The Initiative is Disproportionate and Undermines the Neutral Approach to Payments

The ECB has written to the Italian Minister of Economy and Finance on 14 December, emphasizing it “considers that introducing a cashback program for electronic means of payment is disproportionate in the light of the potentially adverse impact on the cash payment system that such a mechanism could have and because it undermines the objective of having a neutral approach to the different means of payment available.”

The ECB also reminds the Italian government of its “obligation to consult the ECB in the future where applicable.” The ECB letter was signed by Yves Mersch, member of the Executive Board and long-time advocate for cash who on the same day ended his mandate on the ECB’s executive board.

Reuters has reported that the Italian Treasury would press on with the plan adding the ECB opinion was not binding. “The formal remarks made by Mersch do not appear to be justified,” the Treasury said.

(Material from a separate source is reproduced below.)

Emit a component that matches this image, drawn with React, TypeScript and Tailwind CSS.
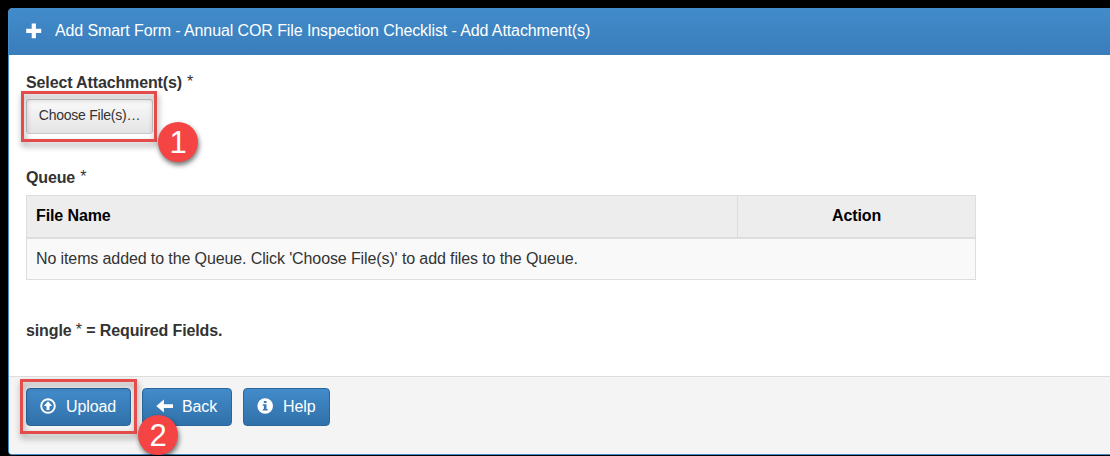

National Provisions on Cash Payments Distort Competition in the Internal Market

This initiative is also likely to raise concern from the European Commission, as it appears to create a distortion within the European internal market. Indeed, a taxpayer in Italy would pay a lower end-price for a product or service than a non-resident. In its 2018 report to the European Parliament and the Council, on restrictions on payments in cash, the Commission wrote : “Another important conclusion is that diverging national provisions on payments in cash distort competition in the internal market, leading to potential relocations of businesses across borders, in particular for some specific sectors relying significantly on cash transactions, such as jewellery or car dealers. These diverging national restrictions also potentially create loopholes allowing the bypassing of national cash payment limits, and therefore decreasing their efficiency.”

The commission concluded then: “Finally, it must be observed that restrictions on cash payments is a sensitive issue for European citizens and that many of them view the possibility to pay in cash as a fundamental freedom, which should not be disproportionally restricted.”